Das französische Hilfswerk für Schlachttiere (OAPN) klagte vor französischen Gerichten, damit das Halal-Hacksteak nicht mehr mit dem EU-Bio-Logo beworben werden darf. Selbst wenn die Tiere artgerecht gehalten und mit Bio-Futtermitteln ernährt würden, sei das EU-Bio-Siegel für das Fleisch von geschächteten Tieren unzulässig, so die Tierschützer. Daraufhin legte das Oberverwaltungsgericht Versailles dem EuGH die Frage zur Auslegung vor.

So wenig Leiden wie möglich

Der EuGH betonte nun, dass die EU-Bio-Verordnung von 2007 von „hohen Tierschutzstandards“ spricht. Außerdem heiße es in den Erwägungsgründen der Verordnung, dass das Leiden der Tiere bei der Schlachtung „so gering wie möglich“ sein soll. Der EuGH bezieht sich außerdem auf die EU-Schlacht-Verordnung von 2009. Dort ist das Schlachten mit Betäubung grundsätzlich vorgeschrieben.

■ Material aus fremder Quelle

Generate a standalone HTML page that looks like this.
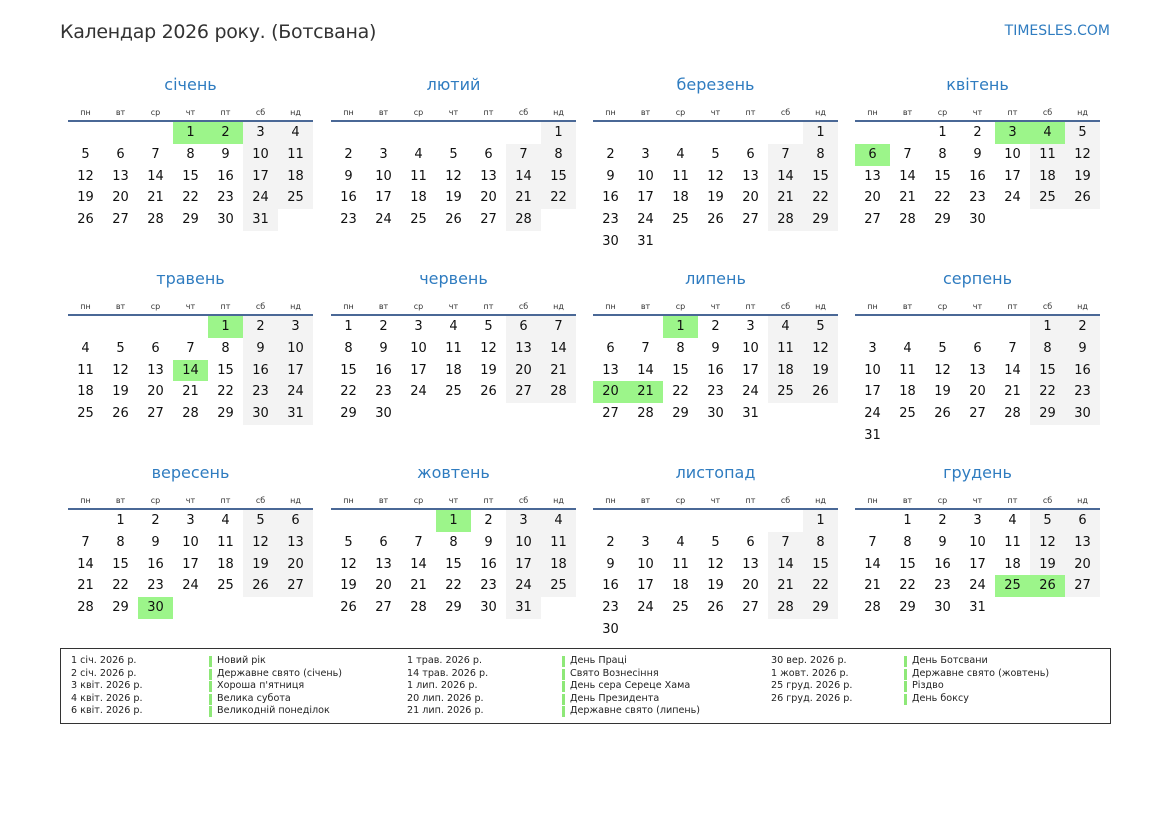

Zwar sind in der Schlachtverordnung Ausnahmen von der Betäubungspflicht aus religiösen Gründen möglich. Das Schächten sei jedoch, auch wenn es tierschonend durchgeführt wird, „nicht gleichwertig“ mit dem Schlachten unter Betäubung. Der EuGH beruft sich hier auf wissenschaftliche Studien, unter anderem des Wissenschaftlichen EU-Gremiums für Tiergesundheit und Tierschutz aus dem Jahr 2004.

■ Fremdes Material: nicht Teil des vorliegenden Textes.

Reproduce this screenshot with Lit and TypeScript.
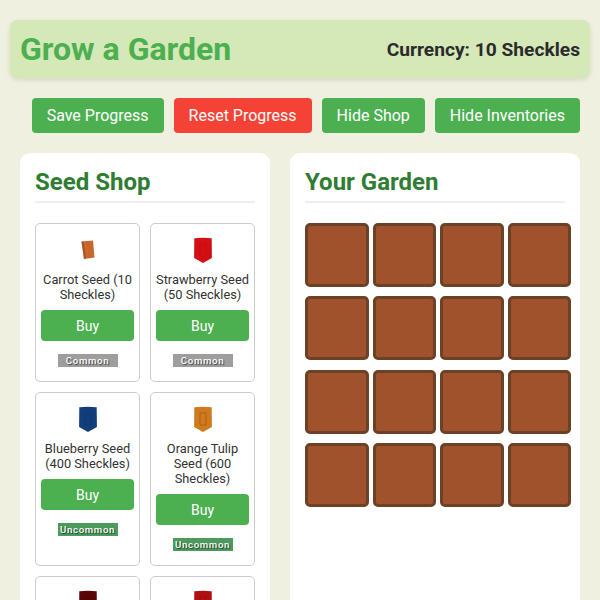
import { LitElement, html, css, svg } from "lit";
import { customElement } from "lit/decorators.js";

const SHIELD = "M0.3 1.3 Q9 0 17.7 1.3 L17.9 21 L9 26 L0.1 21 Z";

interface Seed { name?: string; rarity?: string; color: string; dark: string; carrot?: boolean; detail: number; }

const SEEDS: Seed[] = [
  { name: "Carrot Seed (10 Sheckles)", rarity: "Common", color: "#c8682a", dark: "#8f4a1c", carrot: true, detail: 0.6 },
  { name: "Strawberry Seed (50 Sheckles)", rarity: "Common", color: "#d40f14", dark: "#a80c10", detail: 0.35 },
  { name: "Blueberry Seed (400 Sheckles)", rarity: "Uncommon", color: "#123f7c", dark: "#0c2c58", detail: 0.4 },
  { name: "Orange Tulip Seed (600 Sheckles)", rarity: "Uncommon", color: "#cf7a1e", dark: "#94540f", detail: 0.6 },
  { color: "#5a0508", dark: "#3c0305", detail: 0.4 },
  { color: "#b01010", dark: "#8a0c0c", detail: 0.4 },
];

@customElement("app-root")
export class AppRoot extends LitElement {
  static styles = css`
    :host {
      display: block;
      height: 600px;
      overflow: hidden;
      background: #f0f0e0;
      font-family: Roboto, "Liberation Sans", sans-serif;
      color: #333;
      box-sizing: border-box;
      padding: 20px 10px 0;
    }
    header {
      display: flex;
      justify-content: space-between;
      align-items: center;
      height: 58px;
      box-sizing: border-box;
      padding: 0 10px;
      background: #d4e8b8;
      border-radius: 8px;
      box-shadow: 0 2px 5px rgba(0, 0, 0, 0.1);
    }
    h1 { margin: 0; font-size: 32px; font-weight: 700; color: #4caf50; }
    .currency { font-size: 19.2px; font-weight: 700; color: #2b2b2b; }
    .actions {
      display: flex;
      justify-content: flex-end;
      gap: 10px;
      margin: 20px 10px 20px 0;
    }
    .actions button {
      height: 35px;
      padding: 0 15px;
      border: 0;
      border-radius: 4px;
      background: #4caf50;
      color: #fff;
      font: 400 16px Roboto, sans-serif;
    }
    .actions button.danger { background: #f44336; }
    .columns {
      display: flex;
      gap: 20px;
      padding: 0 10px;
    }
    .panel {
      background: #fff;
      border-radius: 10px;
      padding: 15px;
      box-sizing: border-box;
      height: 700px;
    }
    .shop { width: 250px; }
    .garden { width: 290px; }
    h2 {
      margin: 0 0 20px;
      padding-bottom: 5px;
      height: 28px;
      line-height: 28px;
      box-sizing: content-box;
      font-size: 24px;
      font-weight: 700;
      color: #2e7d32;
      border-bottom: 2px solid #eee;
    }
    .seeds {
      display: grid;
      grid-template-columns: 105px 105px;
      gap: 10px;
    }
    .card {
      border: 1px solid #ccc;
      border-radius: 5px;
      padding: 5px;
      text-align: center;
      font-size: 12.8px;
      line-height: 15px;
      color: #333;
    }
    .icon {
      height: 42px;
      display: flex;
      align-items: center;
      justify-content: center;
    }
    .name { margin-top: 1px; }
    .buy {
      display: block;
      width: 100%;
      height: 31px;
      margin-top: 8px;
      border: 0;
      border-radius: 4px;
      background: #4caf50;
      color: #fff;
      font: 400 14px Roboto, sans-serif;
    }
    .badge {
      display: block;
      width: 60px;
      height: 13px;
      margin: 13px auto 9px;
      font-size: 9.6px;
      line-height: 13px;
      font-weight: 500;
      letter-spacing: 0.7px;
      color: #fff;
      text-shadow: 1px 1px 1px rgba(0, 0, 0, 0.6);
    }
    .badge.Common { background: #9e9e9e; }
    .badge.Uncommon { background: #4c9a5c; }
    .plots {
      display: grid;
      grid-template-columns: repeat(4, 63.5px);
      grid-auto-rows: 64px;
      column-gap: 4.1px;
      row-gap: 9.4px;
    }
    .plot {
      box-sizing: border-box;
      background: #a0522d;
      border: 3px solid #6b4226;
      border-radius: 5px;
    }
  `;

  private icon(s: Seed) {
    if (s.carrot) {
      return html`<svg width="14" height="20" viewBox="0 0 14 20">${svg`
        <path d="M0.5 1.5 L12 0.5 L13.5 17.5 L3 19 Z" fill=${s.color}/>
        <path d="M0.5 1.5 L2.5 1.3 L5 18.7 L3 19 Z" fill=${s.dark} opacity=${s.detail}/>`}</svg>`;
    }
    return html`<svg width="18" height="26" viewBox="0 0 18 26">${svg`
      <path d=${SHIELD} fill=${s.color}/>
      <path d="M6 7 H12 V19 H6 Z" fill="none" stroke=${s.dark} stroke-width="1" opacity=${s.detail}/>`}</svg>`;
  }

  render() {
    return html`
      <header>
        <h1>Grow a Garden</h1>
        <div class="currency">Currency: 10 Sheckles</div>
      </header>
      <div class="actions">
        <button>Save Progress</button>
        <button class="danger">Reset Progress</button>
        <button>Hide Shop</button>
        <button>Hide Inventories</button>
      </div>
      <div class="columns">
        <section class="panel shop">
          <h2>Seed Shop</h2>
          <div class="seeds">
            ${SEEDS.map(
              (s) => html`
                <div class="card">
                  <div class="icon">${this.icon(s)}</div>
                  ${s.name
                    ? html`
                        <div class="name">${s.name}</div>
                        <button class="buy">Buy</button>
                        <span class="badge ${s.rarity}">${s.rarity}</span>
                      `
                    : ""}
                </div>
              `
            )}
          </div>
        </section>
        <section class="panel garden">
          <h2>Your Garden</h2>
          <div class="plots">
            ${Array.from({ length: 16 }, () => html`<div class="plot"></div>`)}
          </div>
        </section>
      </div>
    `;
  }
}
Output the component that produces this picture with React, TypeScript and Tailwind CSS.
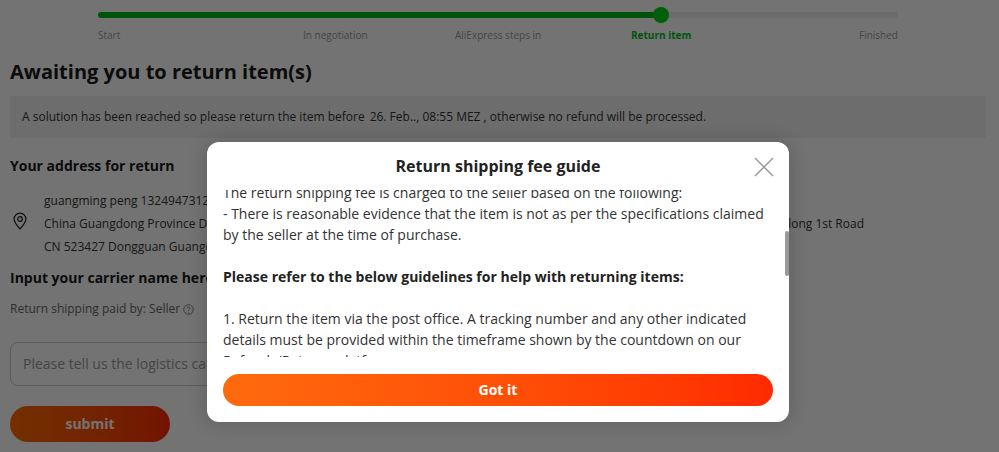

Die EuGH-Entscheidung kommt überraschend, denn der unabhängige Generalanwalt Nils Wahl hatte in seinem vorbereitenden Gutachten keinen Widerspruch zwischen Halal und Bio gesehen. Die EU-Bio-Verordnung enthalte keine Vorgaben für konkrete Schlachtmethoden.

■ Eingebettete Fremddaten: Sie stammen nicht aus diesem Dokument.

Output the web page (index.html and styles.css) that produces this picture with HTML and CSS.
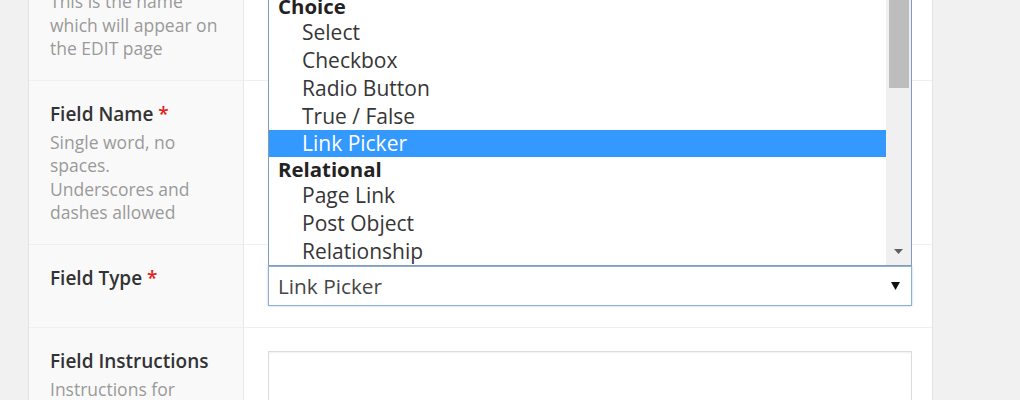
FILE: index.html
```html
<!DOCTYPE html>
<html lang="en">
<head>
<meta charset="utf-8">
<title>Field settings</title>
<link rel="stylesheet" href="styles.css">
</head>
<body>
<div class="panel">
  <div class="row row-first">
    <div class="label-cell">
      <div class="label">Field Label <span class="req">*</span></div>
      <div class="desc">This is the name which will appear on the EDIT page</div>
    </div>
    <div class="value-cell">
      <div class="input"></div>
    </div>
  </div>
  <div class="row">
    <div class="label-cell">
      <div class="label">Field Name <span class="req">*</span></div>
      <div class="desc">Single word, no spaces. Underscores and dashes allowed</div>
    </div>
    <div class="value-cell">
      <div class="input"></div>
    </div>
  </div>
  <div class="row row-type">
    <div class="label-cell">
      <div class="label">Field Type <span class="req">*</span></div>
    </div>
    <div class="value-cell value-select">
      <div class="select-wrap">
        <div class="listbox">
          <div class="options">
            <div class="group">Basic</div>
            <div class="option">Text</div>
            <div class="option">Text Area</div>
            <div class="option">Number</div>
            <div class="option">Email</div>
            <div class="option">Password</div>
            <div class="group">Content</div>
            <div class="option">Wysiwyg Editor</div>
            <div class="option">Image</div>
            <div class="option">File</div>
            <div class="group">Choice</div>
            <div class="option">Select</div>
            <div class="option">Checkbox</div>
            <div class="option">Radio Button</div>
            <div class="option">True / False</div>
            <div class="option selected">Link Picker</div>
            <div class="group">Relational</div>
            <div class="option">Page Link</div>
            <div class="option">Post Object</div>
            <div class="option">Relationship</div>
          </div>
          <div class="scrollbar">
            <div class="thumb"></div>
            <div class="track">
              <svg class="sb-arrow" width="9" height="5" viewBox="0 0 9 5"><path d="M0 0h9L4.5 5z" fill="#606060"/></svg>
            </div>
          </div>
        </div>
        <div class="select">
          <span class="select-text">Link Picker</span>
          <svg class="select-arrow" width="9" height="8" viewBox="0 0 9 8"><path d="M0 0h9L4.5 8z" fill="#111"/></svg>
        </div>
      </div>
    </div>
  </div>
  <div class="row">
    <div class="label-cell">
      <div class="label">Field Instructions</div>
      <div class="desc">Instructions for authors. Shown when submitting data</div>
    </div>
    <div class="value-cell value-textarea">
      <div class="textarea"></div>
    </div>
  </div>
</div>
</body>
</html>
```

FILE: styles.css
```css
html, body {
  margin: 0;
  padding: 0;
}
body {
  background: #f1f1f1;
  font-family: "Open Sans", "Liberation Sans", sans-serif;
  overflow: hidden;
  height: 400px;
}
.panel {
  margin-left: 28px;
  width: 905px;
  box-sizing: border-box;
  border-left: 1px solid #e3e3e3;
  border-right: 1px solid #e3e3e3;
  background: #fff;
  margin-top: -60px;
}
.row {
  display: grid;
  grid-template-columns: 215px 1fr;
  border-bottom: 1px solid #efefef;
}
.label-cell {
  background: #f9f9f9;
  border-right: 1px solid #e8e8e8;
  padding: 21px 25px 19px 21px;
}
.label {
  font-size: 19px;
  font-weight: 600;
  line-height: 24px;
  color: #333;
}
.req {
  color: #e2211c;
  font-weight: 600;
}
.desc {
  margin-top: 5px;
  font-size: 17.5px;
  line-height: 23.5px;
  color: #9a9a9a;
}
.value-cell {
  padding: 22px 20px 22px 24px;
}
.value-select {
  padding-top: 21px;
  padding-bottom: 21px;
}
.input {
  height: 40px;
  box-sizing: border-box;
  border: 1px solid #ddd;
  background: #fff;
}
.select-wrap {
  position: relative;
}
.select {
  height: 40px;
  box-sizing: border-box;
  border: 1px solid #8fb0d6;
  box-shadow: 0 0 2px rgba(80, 140, 210, 0.45);
  background: #fff;
  display: flex;
  align-items: center;
  justify-content: space-between;
  padding: 0 10px 0 9px;
}
.select-text {
  font-size: 20.8px;
  color: #454545;
}
.select-arrow {
  margin-right: 1px;
}
.listbox {
  position: absolute;
  left: 0;
  right: 0;
  bottom: 100%;
  border: 1px solid #7f9db9;
  background: #fff;
  display: flex;
  z-index: 2;
}
.options {
  flex: 1;
  font-size: 21px;
}
.group {
  height: 24px;
  line-height: 24px;
  padding-left: 9px;
  font-weight: 700;
  font-size: 20.4px;
  color: #222;
}
.option {
  height: 28px;
  line-height: 28px;
  padding-left: 33px;
  color: #363636;
}
.option.selected {
  background: #3399ff;
  color: #fff;
  height: 27px;
  line-height: 27px;
}
.scrollbar {
  width: 25px;
  background: #f0f0f0;
  display: flex;
  flex-direction: column;
}
.thumb {
  flex: 1;
  margin: 0 2px 0 3px;
  background: #bdbdbd;
}
.track {
  height: 177px;
  display: flex;
  align-items: flex-end;
  justify-content: center;
}
.sb-arrow {
  margin-bottom: 11px;
}
.value-textarea {
  padding-top: 23px;
}
.textarea {
  height: 110px;
  border: 1px solid #dcdcdc;
  box-shadow: inset 0 1px 2px rgba(0, 0, 0, 0.06);
  background: #fff;
}
```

Auch die konventionelle Schlachtung hat Probleme mit der Betäubung

In Deutschland ist das betäubungslose Schlachten im Prinzip verboten. Allerdings können Metzger, die für Mitglieder ihrer Religionsgruppe schlachten, eine Ausnahmegenehmigung erhalten. In der Praxis wird das in Deutschland verkaufte Halal-Fleisch vor allem aus Belgien und Frankreich importiert.

Das Bundesverfassungsgericht hatte 2002 entschieden, dass die Ausnahme für rituelle Schlachtungen sowohl für Juden als auch für Muslime gilt, soweit ihre Islam-Auslegung das Schächten vorschreibt. Seitdem versuchen Tierschützer, aber auch Rechtsextremisten immer wieder ein generelles Schächtverbot durchzusetzen. Die AfD bezeichnete das Schächten in ihrem Bundeswahlprogramm als „tierquälerische Schlachtung“ und will es verbieten.

Doch auch die konventionelle Schlachtung hat Probleme mit der Betäubung. Eine Prüfung des bayerischen Landesamts für Gesundheit und Lebensmittelsicherheit ergab vor einigen Jahren, dass in vier von sechs untersuchten Schlachthöfen die Tiere schlampig betäubt wurden. Die Tierrechtsorganisation „Soko Tierschutz“ zeigte 2017 Filmmaterial über Missstände bei der Betäubung in einem Schlachtbetrieb, der Bio-Fleisch erzeugte.